Python Development in Designer
If you want to create your Python Scripts in CloverETL, we recommend to install PyDev, an open-source plugin for Eclipse. It is a Python IDE (IntegratedDevelopmentEnvironments) and it allows Python editing with features like code-completion, refactoring, quick navigation, templates, code analysis and many more.
Writing Python Script
We’re writing a simple Reformat transformation in Python instead of the default CTL or Java.
How does it work?
In Reformat component we use PythonBridge class – a custom piece of Java code that delegates the Reformat’s transform() function to the Python script.
When writing your Python script, keep the following in mind:
- You must define transform() function – the main function for Reformat
- For each incoming record, transform() method will be executed once, producing one output record
- Input and output records are available via “input_record” and “output_record” variables
- For logging purposes you can use “logger” object
This is my python/calculate_age.py script adapted to work as a Reformat transformation:
from datetime import date
#read fields using using methods from clover_utils.py
name = get_string_field("Name")
surname = get_string_field("Surname")
birth_date = get_date_field("BirthDate")
country = get_string_field("Country")
#start legacy process
res = legacy_process_person(name, surname, birth_date, country)
#set fields by legacy process output
set_field("Age", res) set_field("FromUSA", res)
def legacy_process_person(name, surname, birth_date, country):
diff = date.today()-birth_date
country=="United States of America" ]
The code goes through three stages:
- Reading record values into variables (name, surname, etc.)
- Running legacy_process_person() function that returns a new set of values
- And finally writing it back as output (set_field() calls).
Of course, this is a truly basic example, but that’s all the magic!
Running a sample project
Download this Python/CloverETL integration project.
- Make sure you have Jython installed (both 2.x and 3.x will work with this example).

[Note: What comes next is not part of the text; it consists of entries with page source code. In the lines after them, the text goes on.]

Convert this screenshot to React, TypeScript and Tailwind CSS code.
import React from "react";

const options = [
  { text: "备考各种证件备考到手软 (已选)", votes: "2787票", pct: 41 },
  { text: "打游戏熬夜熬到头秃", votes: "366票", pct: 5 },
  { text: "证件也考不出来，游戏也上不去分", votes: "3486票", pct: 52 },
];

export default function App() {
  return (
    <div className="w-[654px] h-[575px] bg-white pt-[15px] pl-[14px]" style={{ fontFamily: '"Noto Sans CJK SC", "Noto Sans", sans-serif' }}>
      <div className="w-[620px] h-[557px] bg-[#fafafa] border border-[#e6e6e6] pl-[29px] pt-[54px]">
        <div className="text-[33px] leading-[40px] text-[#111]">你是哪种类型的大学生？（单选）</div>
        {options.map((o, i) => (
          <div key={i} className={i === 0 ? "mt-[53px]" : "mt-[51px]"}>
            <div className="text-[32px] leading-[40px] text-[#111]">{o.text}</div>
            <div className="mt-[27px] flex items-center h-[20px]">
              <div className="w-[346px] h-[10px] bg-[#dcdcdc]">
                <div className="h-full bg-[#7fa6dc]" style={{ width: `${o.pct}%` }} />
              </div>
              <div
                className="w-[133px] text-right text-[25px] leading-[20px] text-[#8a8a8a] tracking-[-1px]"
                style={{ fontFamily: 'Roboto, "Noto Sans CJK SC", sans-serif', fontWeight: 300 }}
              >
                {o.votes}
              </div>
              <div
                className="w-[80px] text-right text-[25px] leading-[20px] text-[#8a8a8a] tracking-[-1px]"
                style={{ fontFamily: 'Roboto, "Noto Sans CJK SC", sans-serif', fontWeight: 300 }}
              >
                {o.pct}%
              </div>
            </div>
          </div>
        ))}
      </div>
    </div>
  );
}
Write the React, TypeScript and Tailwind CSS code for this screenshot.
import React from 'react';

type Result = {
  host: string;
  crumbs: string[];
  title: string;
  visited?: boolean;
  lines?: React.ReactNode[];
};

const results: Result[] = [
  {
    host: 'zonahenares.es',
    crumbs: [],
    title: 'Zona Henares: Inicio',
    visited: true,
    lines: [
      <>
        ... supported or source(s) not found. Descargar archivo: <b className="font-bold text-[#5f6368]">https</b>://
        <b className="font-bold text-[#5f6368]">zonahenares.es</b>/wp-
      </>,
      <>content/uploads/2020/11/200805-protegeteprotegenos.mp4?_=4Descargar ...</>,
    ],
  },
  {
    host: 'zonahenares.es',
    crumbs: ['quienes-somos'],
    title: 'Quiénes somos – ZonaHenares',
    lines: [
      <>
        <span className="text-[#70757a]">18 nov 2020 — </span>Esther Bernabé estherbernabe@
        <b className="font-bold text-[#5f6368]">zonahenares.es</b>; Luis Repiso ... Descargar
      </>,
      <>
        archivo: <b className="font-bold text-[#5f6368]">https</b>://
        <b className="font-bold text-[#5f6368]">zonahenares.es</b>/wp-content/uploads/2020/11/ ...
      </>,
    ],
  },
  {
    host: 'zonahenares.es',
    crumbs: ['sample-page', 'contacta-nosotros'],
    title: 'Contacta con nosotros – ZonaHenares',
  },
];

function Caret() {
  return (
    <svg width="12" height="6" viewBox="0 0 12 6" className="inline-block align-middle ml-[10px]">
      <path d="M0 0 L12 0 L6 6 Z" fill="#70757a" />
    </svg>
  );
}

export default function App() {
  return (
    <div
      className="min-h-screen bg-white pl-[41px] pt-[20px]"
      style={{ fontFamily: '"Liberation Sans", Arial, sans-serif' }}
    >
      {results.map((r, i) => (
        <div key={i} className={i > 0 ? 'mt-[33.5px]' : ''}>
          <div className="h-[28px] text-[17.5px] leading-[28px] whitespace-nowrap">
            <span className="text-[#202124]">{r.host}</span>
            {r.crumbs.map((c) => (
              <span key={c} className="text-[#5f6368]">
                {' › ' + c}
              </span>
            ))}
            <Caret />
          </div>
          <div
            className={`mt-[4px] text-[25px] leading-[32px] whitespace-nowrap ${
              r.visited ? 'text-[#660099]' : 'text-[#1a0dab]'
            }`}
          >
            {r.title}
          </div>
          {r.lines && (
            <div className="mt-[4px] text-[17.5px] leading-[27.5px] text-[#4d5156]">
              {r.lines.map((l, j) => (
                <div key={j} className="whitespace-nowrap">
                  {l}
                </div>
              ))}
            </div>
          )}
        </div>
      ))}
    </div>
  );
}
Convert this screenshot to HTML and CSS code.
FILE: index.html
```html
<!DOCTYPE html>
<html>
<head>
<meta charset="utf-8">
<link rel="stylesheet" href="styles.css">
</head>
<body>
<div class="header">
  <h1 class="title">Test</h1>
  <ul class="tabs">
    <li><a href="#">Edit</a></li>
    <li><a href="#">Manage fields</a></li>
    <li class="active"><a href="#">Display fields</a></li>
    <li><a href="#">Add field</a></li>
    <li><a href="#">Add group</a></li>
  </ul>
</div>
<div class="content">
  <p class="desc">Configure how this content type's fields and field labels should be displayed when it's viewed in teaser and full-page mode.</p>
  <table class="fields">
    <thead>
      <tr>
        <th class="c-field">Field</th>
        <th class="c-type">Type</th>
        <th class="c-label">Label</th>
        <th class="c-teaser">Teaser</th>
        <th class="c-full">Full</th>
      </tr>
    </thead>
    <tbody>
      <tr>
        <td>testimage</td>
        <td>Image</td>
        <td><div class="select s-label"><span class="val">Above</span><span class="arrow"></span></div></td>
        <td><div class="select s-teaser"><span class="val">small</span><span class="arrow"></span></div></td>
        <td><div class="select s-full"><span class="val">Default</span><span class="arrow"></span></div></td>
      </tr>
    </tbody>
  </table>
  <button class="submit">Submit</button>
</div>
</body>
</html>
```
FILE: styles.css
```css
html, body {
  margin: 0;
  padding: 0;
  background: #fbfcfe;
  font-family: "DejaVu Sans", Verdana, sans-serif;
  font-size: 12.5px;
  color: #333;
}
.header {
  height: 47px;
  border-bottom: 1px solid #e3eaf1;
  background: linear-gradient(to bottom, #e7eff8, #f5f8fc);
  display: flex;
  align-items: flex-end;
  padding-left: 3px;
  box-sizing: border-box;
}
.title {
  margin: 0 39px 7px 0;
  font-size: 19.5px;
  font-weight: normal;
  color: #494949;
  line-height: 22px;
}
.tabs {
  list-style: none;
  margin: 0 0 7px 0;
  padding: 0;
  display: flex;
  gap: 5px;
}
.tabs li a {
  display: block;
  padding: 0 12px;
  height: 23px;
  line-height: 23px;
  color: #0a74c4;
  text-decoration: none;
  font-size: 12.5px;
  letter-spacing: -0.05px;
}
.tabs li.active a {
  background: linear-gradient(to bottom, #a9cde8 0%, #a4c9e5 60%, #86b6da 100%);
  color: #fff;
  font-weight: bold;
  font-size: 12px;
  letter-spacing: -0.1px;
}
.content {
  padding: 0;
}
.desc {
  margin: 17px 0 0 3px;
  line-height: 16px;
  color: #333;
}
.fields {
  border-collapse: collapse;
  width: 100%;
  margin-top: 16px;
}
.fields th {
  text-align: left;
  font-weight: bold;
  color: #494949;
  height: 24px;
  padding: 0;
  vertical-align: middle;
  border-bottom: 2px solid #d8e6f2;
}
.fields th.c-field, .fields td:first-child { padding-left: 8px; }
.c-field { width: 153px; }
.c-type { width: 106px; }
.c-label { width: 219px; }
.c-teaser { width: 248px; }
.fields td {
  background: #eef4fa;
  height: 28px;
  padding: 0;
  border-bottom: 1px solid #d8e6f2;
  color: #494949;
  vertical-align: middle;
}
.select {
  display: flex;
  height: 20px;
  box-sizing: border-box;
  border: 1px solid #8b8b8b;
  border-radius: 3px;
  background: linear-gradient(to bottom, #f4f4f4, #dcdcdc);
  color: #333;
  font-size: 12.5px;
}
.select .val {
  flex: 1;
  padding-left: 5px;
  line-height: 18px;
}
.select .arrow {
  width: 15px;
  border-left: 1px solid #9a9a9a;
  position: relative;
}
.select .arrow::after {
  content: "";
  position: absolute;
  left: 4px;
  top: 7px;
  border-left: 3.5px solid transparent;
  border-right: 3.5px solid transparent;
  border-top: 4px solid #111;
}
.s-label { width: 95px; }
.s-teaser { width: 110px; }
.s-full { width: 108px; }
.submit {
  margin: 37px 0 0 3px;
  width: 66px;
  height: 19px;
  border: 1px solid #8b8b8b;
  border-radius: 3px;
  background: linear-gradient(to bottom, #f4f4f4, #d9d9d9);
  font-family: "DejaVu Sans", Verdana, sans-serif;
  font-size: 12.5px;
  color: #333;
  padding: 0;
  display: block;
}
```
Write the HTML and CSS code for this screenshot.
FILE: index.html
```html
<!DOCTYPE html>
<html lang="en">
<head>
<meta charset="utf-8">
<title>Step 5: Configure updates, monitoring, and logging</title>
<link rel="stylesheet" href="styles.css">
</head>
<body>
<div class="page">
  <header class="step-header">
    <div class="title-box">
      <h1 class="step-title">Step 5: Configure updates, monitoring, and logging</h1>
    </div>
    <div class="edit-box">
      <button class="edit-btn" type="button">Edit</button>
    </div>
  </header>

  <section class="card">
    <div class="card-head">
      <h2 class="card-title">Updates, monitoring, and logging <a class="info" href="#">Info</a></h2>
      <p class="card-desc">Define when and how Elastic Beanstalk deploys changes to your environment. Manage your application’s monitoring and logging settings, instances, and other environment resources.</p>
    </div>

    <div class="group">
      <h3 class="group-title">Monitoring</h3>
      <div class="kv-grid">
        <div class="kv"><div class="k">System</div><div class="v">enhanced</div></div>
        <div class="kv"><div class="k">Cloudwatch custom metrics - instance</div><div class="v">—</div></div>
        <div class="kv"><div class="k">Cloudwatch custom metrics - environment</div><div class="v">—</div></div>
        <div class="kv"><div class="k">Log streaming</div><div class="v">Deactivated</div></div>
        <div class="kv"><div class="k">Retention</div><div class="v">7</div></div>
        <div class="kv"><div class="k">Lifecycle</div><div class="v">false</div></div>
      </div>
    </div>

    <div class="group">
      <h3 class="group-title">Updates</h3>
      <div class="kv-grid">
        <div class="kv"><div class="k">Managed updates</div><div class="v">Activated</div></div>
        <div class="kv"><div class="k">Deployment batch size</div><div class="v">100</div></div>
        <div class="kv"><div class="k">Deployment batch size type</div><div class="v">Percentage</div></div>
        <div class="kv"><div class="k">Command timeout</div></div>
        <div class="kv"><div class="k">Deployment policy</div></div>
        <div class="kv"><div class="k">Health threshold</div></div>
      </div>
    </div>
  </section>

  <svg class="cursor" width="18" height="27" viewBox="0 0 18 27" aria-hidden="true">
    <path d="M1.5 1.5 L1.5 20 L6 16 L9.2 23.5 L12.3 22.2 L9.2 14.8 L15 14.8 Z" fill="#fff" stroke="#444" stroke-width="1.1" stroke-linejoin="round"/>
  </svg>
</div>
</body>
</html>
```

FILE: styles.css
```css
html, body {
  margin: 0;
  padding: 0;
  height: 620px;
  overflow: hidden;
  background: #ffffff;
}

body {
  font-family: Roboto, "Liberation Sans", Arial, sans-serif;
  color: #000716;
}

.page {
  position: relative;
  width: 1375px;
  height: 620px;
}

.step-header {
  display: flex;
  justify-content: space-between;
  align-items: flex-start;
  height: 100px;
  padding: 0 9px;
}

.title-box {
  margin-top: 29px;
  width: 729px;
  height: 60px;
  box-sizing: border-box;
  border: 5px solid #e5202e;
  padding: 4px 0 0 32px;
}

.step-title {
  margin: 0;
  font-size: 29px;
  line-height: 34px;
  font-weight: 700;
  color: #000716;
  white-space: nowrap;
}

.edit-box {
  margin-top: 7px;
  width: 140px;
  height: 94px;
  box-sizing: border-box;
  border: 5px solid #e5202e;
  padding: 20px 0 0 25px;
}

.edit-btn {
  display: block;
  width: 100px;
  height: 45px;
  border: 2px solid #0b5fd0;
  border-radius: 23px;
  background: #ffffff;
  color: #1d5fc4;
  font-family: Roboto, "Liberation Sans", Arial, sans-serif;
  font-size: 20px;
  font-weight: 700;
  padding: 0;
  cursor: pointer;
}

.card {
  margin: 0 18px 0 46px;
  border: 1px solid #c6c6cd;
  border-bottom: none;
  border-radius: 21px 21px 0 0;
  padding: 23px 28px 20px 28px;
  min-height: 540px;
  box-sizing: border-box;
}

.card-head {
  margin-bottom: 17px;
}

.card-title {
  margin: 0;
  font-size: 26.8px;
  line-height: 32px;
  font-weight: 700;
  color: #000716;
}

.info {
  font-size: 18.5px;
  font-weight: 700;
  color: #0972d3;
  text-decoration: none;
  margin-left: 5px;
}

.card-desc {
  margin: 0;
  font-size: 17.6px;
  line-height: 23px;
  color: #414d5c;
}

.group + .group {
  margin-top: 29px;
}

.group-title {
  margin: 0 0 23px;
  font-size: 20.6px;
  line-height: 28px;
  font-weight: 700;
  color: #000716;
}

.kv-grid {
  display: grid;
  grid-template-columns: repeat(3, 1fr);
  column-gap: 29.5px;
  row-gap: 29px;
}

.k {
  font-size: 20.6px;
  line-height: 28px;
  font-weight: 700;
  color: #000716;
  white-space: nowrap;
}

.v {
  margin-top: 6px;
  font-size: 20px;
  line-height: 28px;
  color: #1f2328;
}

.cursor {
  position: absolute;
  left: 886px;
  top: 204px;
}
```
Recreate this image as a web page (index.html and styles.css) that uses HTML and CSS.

- Make sure you have JDK as your default Java environment (Window > Preferences > Java > Installed JREs).
- Your CloverETL project should have Jython JAR on it’s build path
(right-click on project in Navigator > Java Build Path > Libraries: jython-standalone-x.y.z.jar should be there)
- Open graph/PythonIntegration.grf and Run it.
Failed to install ”: java.nio.charset.UnsupportedCharsetException: cp0
It is a known bug in Jython for Python 2.7 and 3.4 (http://bugs.jython.org/issue2222).
- Ignore the message (recommended)
- You can set Default VM arguments to “-Dpython.console.encoding=UTF-8” in Window/Preferences/Java/Installed JREs, select current JDK and click Edit
- Or use earlier version of Python
Reformat(Python) Subgraph Explained
As you can see, I’ve wrapped the Reformat with PythonBridge into a reusable subgraph called Reformat(Python). This way I get not only a neat icon for the component, but also a user-friendly interface for setting PythonScriptURL and PythonScript parameters making reusing the “Python enabled Reformat” much more transparent - you just provide the Python script via the parameter!
More on PythonBridge
If you wonder what actually PythonBridge is and you’re famililar with Java, you can adapt it to your needs. It’s a Java class that we created specifically for the use with the reformat component. Keep in mind it’s not a standard part of CloverETL.
How does it work?
- First, it looks for graph/subgraph parameters PythonScriptURL or PythonScript
- If PythonScriptURL is set, it gets priority over PythonScript (inline script)
- For each record:
- It creates variable bindings for input_record, output_record and logger
- It executes the script’s transform() function
- If there’s an error in your Python script, it will fail the transformation and report the error
To use Python in other CloverETL components you will need to adapt the PythonBridge to match the interface of the particular component. We’ll cover this in some future blog post.
Python is a great tool for quickly implementing complex business logic or advanced analytics procedures. When you combine it with a platform like CloverETL that takes care of automating the pipeline and has built-in functionality for standard data manipulation, you can focus only on solving things that matter and streamline the rest.